The Board therefore fulfils the requirement of the Code that at least two Board members who are independent of the Company and the Company management shall also be independent of the Company's major shareholders. Mikael Ekdahl, lawyer, acts as secretary to the Board. The application and result of the diversity policy are described on the Company's website in the Nomination Committee's reasoned statement regarding proposals to the Board of AAK AB.
The Board's working practices, containing instructions for the division of work between the Board and the CEO and for financial reporting, are updated and adopted annually. Board meetings consider the financial reporting and monitoring of day-to-day business operations and profitability trends, as well as goals, strategies for the business operation, acquisitions and significant investments and matters relating to capital structure. Business area managers and other senior executives report on business plans and strategic issues on a continual basis.
Remuneration and audit issues are prepared within the respective committees. The Board holds a statutory meeting immediately after the Annual General Meeting. At this meeting, the Board's working practices are also adopted, as are the instructions to the CEO and the Committees and other internal management instruments. The current Board held its statutory meeting on May 30, 2018, at which meeting all members were in attendance.
At the Annual General Meeting held on May 30, 2018, Georg Brunstam was elected Chairman of the Board.

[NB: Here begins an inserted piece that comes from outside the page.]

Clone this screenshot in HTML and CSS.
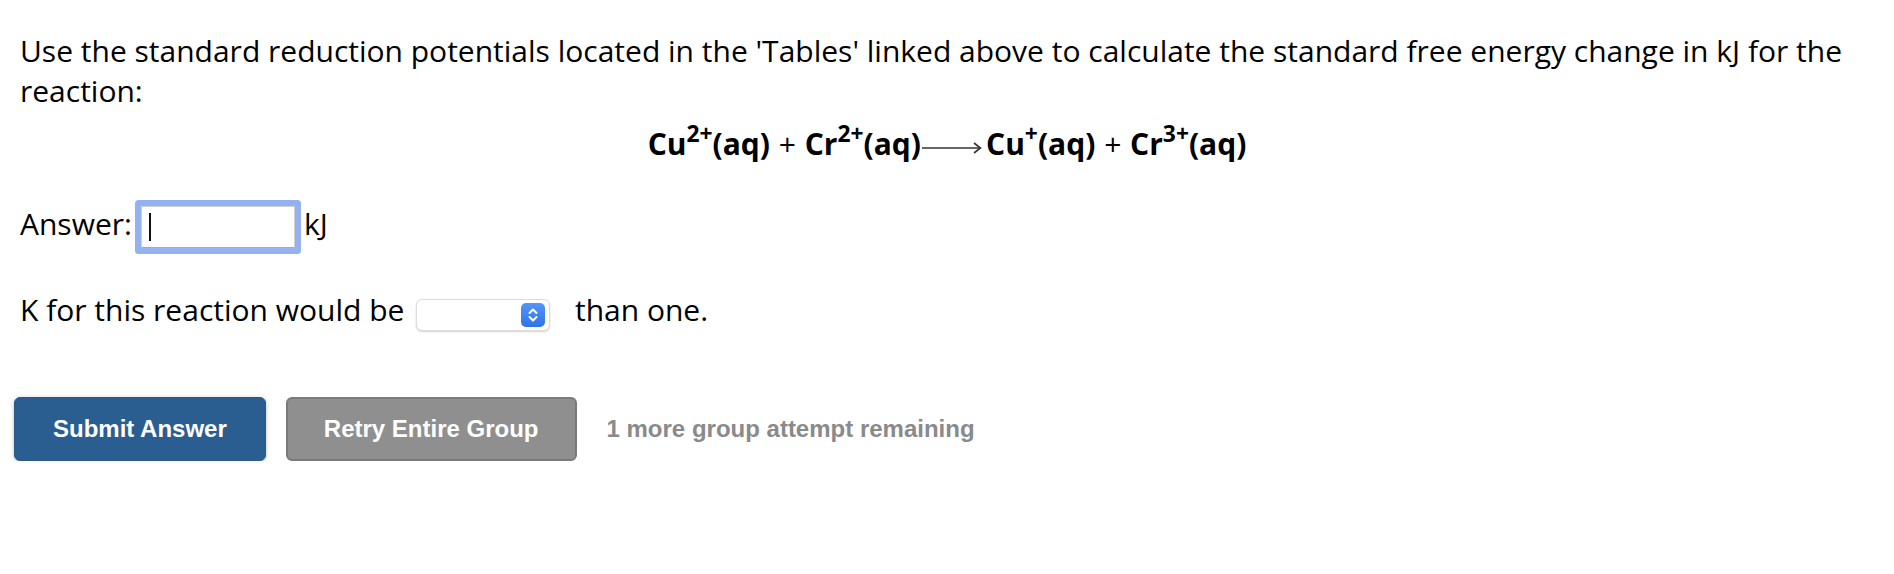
FILE: index.html
```html
<!DOCTYPE html>
<html lang="en">
  <head>
    <meta charset="UTF-8" />
    <title>Standard Free Energy Change</title>
    <link rel="stylesheet" href="styles.css">
  </head>
  <body>
    <div class="question">
      <p class="prompt">Use the standard reduction potentials located in the 'Tables' linked above to calculate the standard free energy change in kJ for the reaction:</p>

      <div class="equation">
        <span class="species">Cu<sup>2+</sup>(aq)</span>
        <span class="plus">+</span>
        <span class="species">Cr<sup>2+</sup>(aq)</span><svg class="arrow" width="60" height="16" viewBox="0 0 60 16">
          <line x1="0" y1="8" x2="58" y2="8" stroke="#333" stroke-width="1.6" />
          <polyline points="52,3 58.5,8 52,13" fill="none" stroke="#333" stroke-width="1.6" />
        </svg><span class="species">Cu<sup>+</sup>(aq)</span>
        <span class="plus">+</span>
        <span class="species">Cr<sup>3+</sup>(aq)</span>
      </div>

      <div class="answer-row">
        Answer:<input class="answer-input" type="text" aria-label="Answer">kJ
      </div>

      <div class="k-row">
        K for this reaction would be
        <span class="select-box">
          <span class="stepper">
            <svg width="24" height="24" viewBox="0 0 24 24">
              <polyline points="8.5,10 12,6.5 15.5,10" fill="none" stroke="#fff" stroke-width="2" stroke-linecap="round" stroke-linejoin="round" />
              <polyline points="8.5,14 12,17.5 15.5,14" fill="none" stroke="#fff" stroke-width="2" stroke-linecap="round" stroke-linejoin="round" />
            </svg>
          </span>
        </span>
        than one.
      </div>

      <div class="actions">
        <button class="btn submit">Submit Answer</button>
        <button class="btn retry">Retry Entire Group</button>
        <span class="remaining">1 more group attempt remaining</span>
      </div>
    </div>
  </body>
</html>
```

FILE: styles.css
```css
body {
  margin: 0;
  background-color: #fff;
  font-family: "Open Sans", "Noto Sans", sans-serif;
  color: #000;
}

.question {
  padding: 31px 20px 0 20px;
}

.prompt {
  margin: 0;
  font-size: 30px;
  line-height: 40px;
}

.equation {
  margin-top: 13px;
  text-align: center;
  font-size: 30px;
  font-weight: bold;
  line-height: 40px;
}

.equation sup {
  font-size: 0.76em;
  line-height: 0;
  vertical-align: 0.55em;
}

.equation .plus {
  font-weight: normal;
  margin: 0 1px;
}

.arrow {
  vertical-align: -1px;
  margin: 0 4px 0 1px;
}

.answer-row {
  margin-top: 40px;
  font-size: 30px;
  line-height: 40px;
}

.answer-input {
  box-sizing: border-box;
  width: 154px;
  height: 42px;
  margin: 0 9px 0 9px;
  padding: 0;
  vertical-align: middle;
  border: 1px solid #d0d0d0;
  border-bottom-color: #aaa;
  border-radius: 1px;
  box-shadow: 0 0 0 6px #94b2f1;
  outline: none;
  background: linear-gradient(#111, #111) no-repeat 7px 6px / 2px 28px, #fff;
}

.k-row {
  margin-top: 42px;
  font-size: 30px;
  line-height: 40px;
}

.select-box {
  box-sizing: border-box;
  display: inline-flex;
  justify-content: flex-end;
  align-items: center;
  width: 134px;
  height: 32px;
  margin: 0 17px 0 4px;
  padding-right: 4px;
  vertical-align: -6px;
  background-color: #fff;
  border: 1px solid #dcdcdc;
  border-radius: 6px;
  box-shadow: 0 1px 2px rgba(0, 0, 0, 0.18);
}

.stepper {
  display: flex;
  width: 24px;
  height: 24px;
  border-radius: 5px;
  background: linear-gradient(#5595f8, #2f73ea);
}

.actions {
  display: flex;
  align-items: center;
  margin-top: 66px;
  margin-left: -6px;
}

.btn {
  height: 64px;
  padding: 0 38px;
  font-family: "Liberation Sans", Arial, sans-serif;
  font-size: 24px;
  font-weight: bold;
  color: #fff;
  border-radius: 6px;
  cursor: pointer;
}

.submit {
  background-color: #2a5e90;
  border: 1px solid #285a8a;
  box-shadow: 0 1px 4px rgba(0, 0, 0, 0.25);
}

.retry {
  margin-left: 20px;
  padding: 0 36px;
  background-color: #8f8f8f;
  border: 2px solid #7a7a7a;
}

.remaining {
  margin-left: 30px;
  font-family: "Liberation Sans", Arial, sans-serif;
  font-size: 24px;
  font-weight: bold;
  color: #8a8a8a;
}
```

The role of the Chairman of the Board is to lead the work of the Board and ensure the Board fulfils its tasks. The Chairman shall monitor the progress of the business in dialogue with the CEO, and is responsible for ensuring the other members continuously receive the information required to carry out the work on the Board, maintaining the required quality and in accordance with the Swedish Companies Act and other applicable laws and ordinances, the Articles of Association and the working practices of the Board. The Chairman is responsible for ensuring the Board constantly develops its knowledge about the Company, that an evaluation of the Board's work is carried out and that the Nomination Committee is provided with this evaluation. The Chairman shall also participate in evaluation and development issues relating to senior executives in the Group.
The Board held 10 meetings during the year. All business area managers reported on the goals and business strategies of the business areas. The Board has handled issues relating to staffing and organization. Decisions have been made relating to investments, acquisitions and disposals. Other areas handled are the Group's work on raw materials supply, risk management and the Company's strategy for capital structure and borrowing.

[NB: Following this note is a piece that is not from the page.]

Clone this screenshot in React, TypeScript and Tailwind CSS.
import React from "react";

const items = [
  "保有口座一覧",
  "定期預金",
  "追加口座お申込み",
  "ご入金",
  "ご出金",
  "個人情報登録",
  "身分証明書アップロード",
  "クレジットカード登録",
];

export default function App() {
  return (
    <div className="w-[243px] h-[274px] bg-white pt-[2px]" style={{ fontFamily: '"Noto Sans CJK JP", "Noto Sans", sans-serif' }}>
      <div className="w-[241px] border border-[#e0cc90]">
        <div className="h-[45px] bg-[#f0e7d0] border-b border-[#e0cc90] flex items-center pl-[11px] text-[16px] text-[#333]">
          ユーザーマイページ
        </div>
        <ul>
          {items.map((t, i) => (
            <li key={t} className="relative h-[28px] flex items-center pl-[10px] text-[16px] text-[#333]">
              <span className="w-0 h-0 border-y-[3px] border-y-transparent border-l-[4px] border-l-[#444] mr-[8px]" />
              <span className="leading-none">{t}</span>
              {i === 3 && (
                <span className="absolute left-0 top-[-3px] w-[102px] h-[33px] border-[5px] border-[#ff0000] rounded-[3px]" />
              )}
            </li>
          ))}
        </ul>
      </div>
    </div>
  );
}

Attendance at Board and committee meetings in 2018
| Member | Board of Directors |
Audit Committee |
Remuneration Committee |
|---|---|---|---|
| Number of meetings | 10 | 4 | 2 |
| Georg Brunstam | 7 | 1 | |
| Marianne Kirkegaard | 10 | ||
| Gun Nilsson | 10 | 4 | |
| Lillie Li Valeur | 10 | 4 | |
| Märta Schörling | |||
| Andreen | 10 | 4 | 2 |
| Leif Håkansson | 10 | ||
| Bengt Baron | 10 | ||
| Lena Nilsson | 7 |
Georg Brunstam has attended all Board and Remuneration Committee meetings since he was elected member of the Board at the Annual General Meeting on May 30, 2018. The same is valid for the union representative Lena Nilsson.
Information about the members of the Board can be found on pages 44–45.
According to the decision of the Annual General Meeting, the total fees to the Board amounted to SEK 3,375,000, to be allocated between the members as follows: SEK 850,000 to the Chairman and SEK 375,000 to each of the other members elected at the Annual General Meeting who are not employed by
the Company. The Chairman of the Audit Committee received SEK 250,000 and the members SEK 125,000 each. The Chairman of the Remuneration Committee received SEK 100,000 and the member SEK 50,000. The secretary to the Board and employee representatives to the Board do not receive any compensation other than for costs in connection with their participation in Board activities. For further information about remuneration to members of the Board, please see page 83.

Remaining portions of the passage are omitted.